Controversy over highway construction and clean air proves to be a red herring. Court says the NAHB has the right to protect members' interests. By Gary Garczynski
It may not have generated extensive coverage on the nightly news, but a recent decision by the U.S. Court of Appeals for the 10th Circuit was an important victory for the nation's home builders and for housing consumers.
In its ruling, the Court of Appeals reversed a lower court decision and determined that the NAHB, as part of the Advocates for Safe and Efficient Transportation (ASET) coalition, has the right to intervene in lawsuits that seek to halt highway construction under provisions of the Clean Air Act.
This is important because the groups that file such suits say they're seeking compliance with the Clean Air Act, but often their real goal is very different. They want to control growth and development by preventing the construction of new roads. Ultimately, such actions will limit the country's housing supply, drive up costs at a time when nearly 28 million American families are struggling to find affordable housing, and limit the freedom of choice that is a hallmark of our nation's housing system.
Photo: John Hansel
In Utahns for Better Transportation v. United States Department of Transportation, the Sierra Club challenged federal approval of a transportation plan for the Salt Lake City area and sought to prohibit any further funding and approval of highways in the region. Last year, the Utah federal trial court denied the NAHB's request for intervention in the case, and the associations involved in the ASET coalition then appealed that ruling.
In its decision, the 10th Circuit confirmed that it is appropriate for trade associations to protect members' economic interests. It also stated that the NAHB should have the right to intervene because it contributed to the transportation planning decisions made by the region and because its members depend on the local transportation system for conducting their businesses, for commuting, and for recreation.

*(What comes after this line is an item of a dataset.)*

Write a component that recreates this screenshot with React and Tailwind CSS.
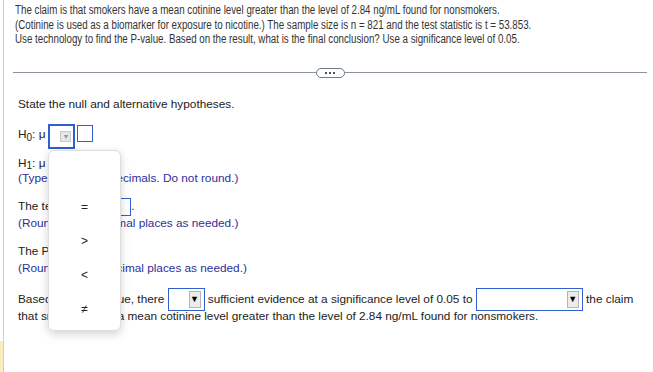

Significantly, the 10th Circuit also ruled that it is impossible for the federal government to sufficiently represent the NAHB's interests in these types of transportation-related challenges, and that the NAHB's intervention is appropriate because the association provides "expertise the government agencies may be lacking."
Not only will the Court of Appeals' decision allow the NAHB to intervene in this specific case, but it will carry great weight in any future transportation litigation. Hopefully, with the backing of this decision, the association will no longer need to fight expensive, prolonged battles over intervention and in future cases will be able to move much more quickly to the substance of the debate.